風景をしみじみと眺めた

朝、自分の部屋から出て建物の外に出るとき、玄関部分に、中程度の大きさの窓がある。やや暗い室内から、明るい外を眺めることになる。黄葉する気が配置されていて、秋にはそれも楽しい。春は若葉が楽しい。
室内と室外の光のコントラストがあるので、窓からの景色は絵画のように見える。朝の時間は太陽の位置から逆光になるのでそれも劇的効果を演出している。

今日は快晴で、徒歩途中の公園を歩くときも木々が美しい。黄葉した葉がきれいで、風に揺れてきらきらしている。立ち止まってしばらく眺めてみる。画家はこうしたしみじみと美しい風景を描いたりするのだろう。絵を描くのはすぐには無理だけれども、写真ならできる。一時はカメラを持ち出したし、スマホを携帯していたころにはそれで撮影したりもした。撮影するのは桜のころと黄葉のころが多かった。最近はもう見慣れた景色なのでわざわざ写真を撮影しようとも思わなかったが、今朝はなんだかとても美しく思えて、少しの間立ち止まって、日を浴びて風に揺れている木々を眺めていた。

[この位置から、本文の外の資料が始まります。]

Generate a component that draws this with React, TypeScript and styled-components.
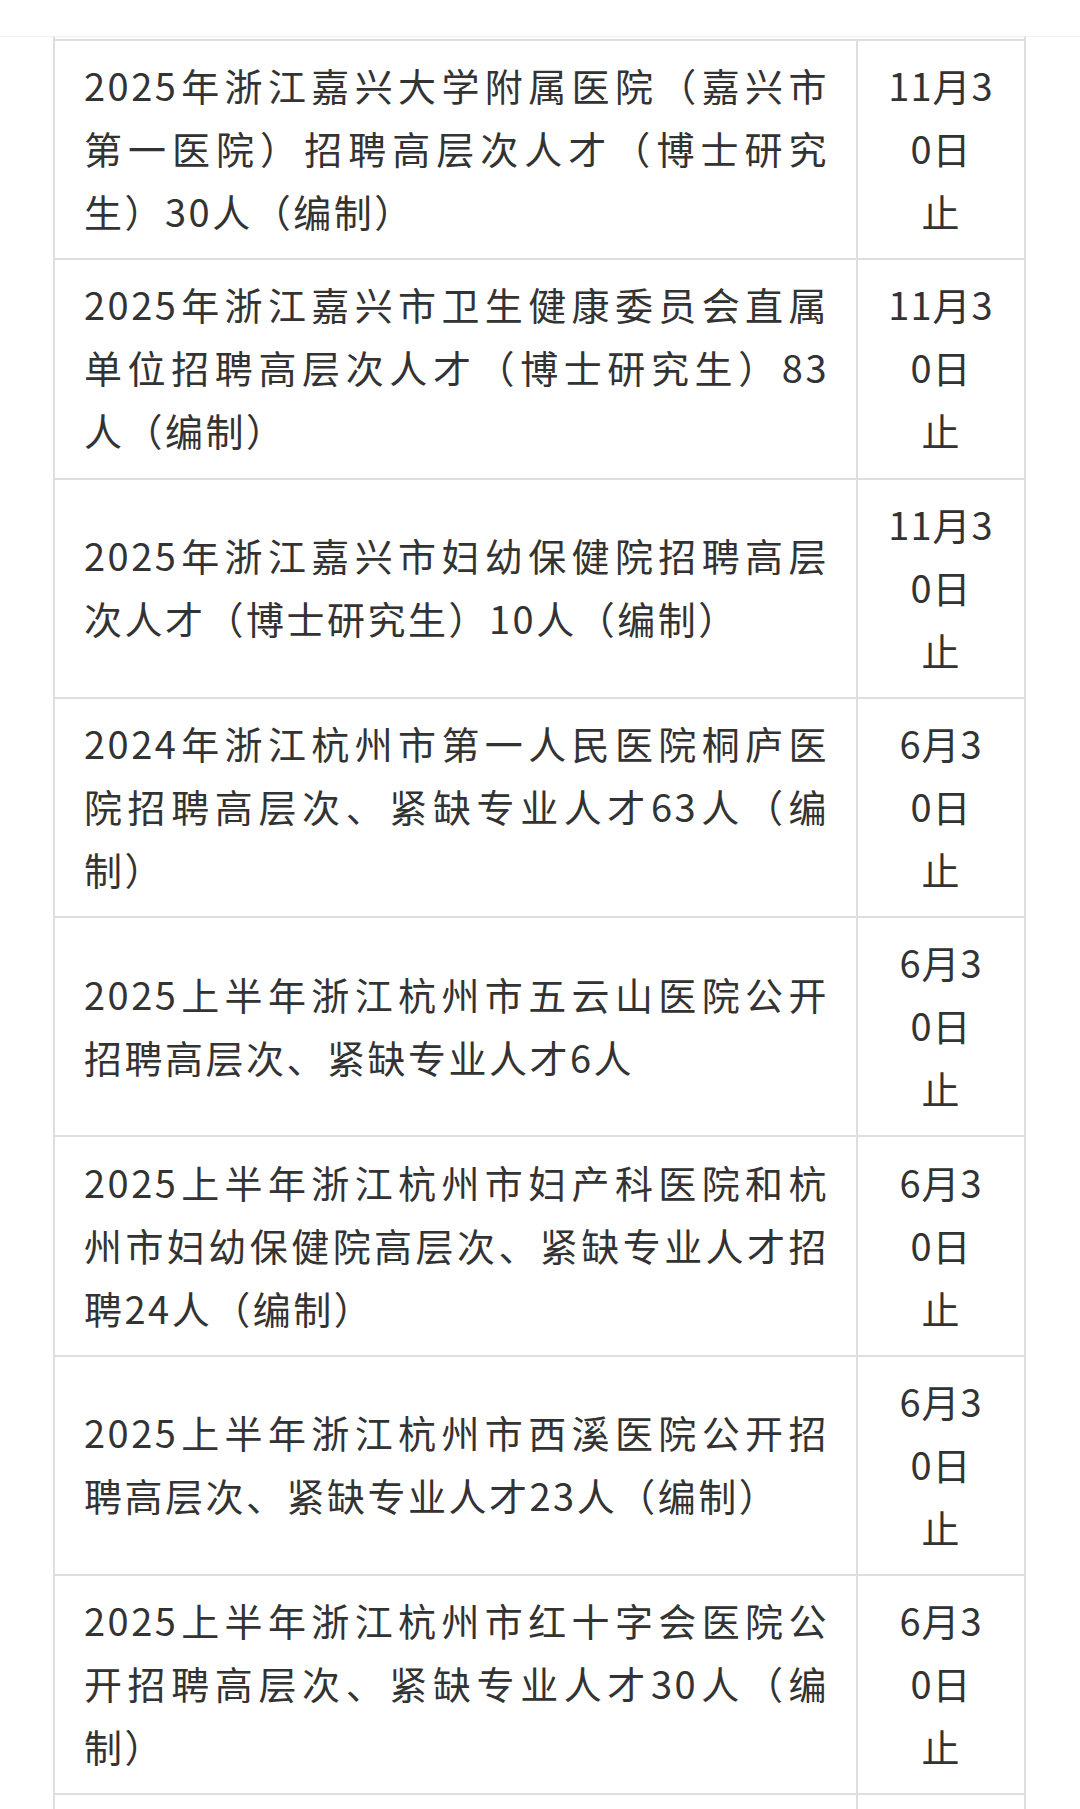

風景がしみじみと美しいと思ったのは中学生のころ、カメラを手に入れた時だった。写真を撮影するという気分で景色を改めて眺めてみると、非常に美しかった。いま記憶にあるのは、雪景色の美しさだ。それまで見慣れた景色が急に芸術的価値のあるものになったかのようで、驚いた。カメラを向けて、どんな風に切り取って画面に収めるか考える。そんな風に景色を見ると景色それ自体の美しさがしみじみと迫ってきた。

それまで生活の一部分であり、季節ごとにいつもそこにある見慣れた景色でありながら、カメラを通してみることで、非常に美しいものになった。
もちろん、出来上がった写真はそれほど美しいものではなく、いつもの地味な景色があるだけだったけれども。

カメラのファインダーを覗いていた時、または、カメラのファインダーで覗いたらどうなるかという気持ちで景気を注意深く眺めた時、美しさがあり、世界を賛美したいような気持ちになった。プリントされた写真だと失われてしまう、なにか生き生きとしたものが、実際の景色にはあるようだった。

そんなことを思い出した。

カメラをもって旅行に出かけるときなどは、風景と出会う典型的な機会だろうと思う。私の場合は、いつもの景色だったけれども、カメラを持つことで、風景と出会った。雪の白さと輝き。粉雪だったりざらざらだったりの質感。吹雪の時。太陽に照らされて輝く様子。

今日、関東は快晴。関東の秋冬の澄み切った空は美しい。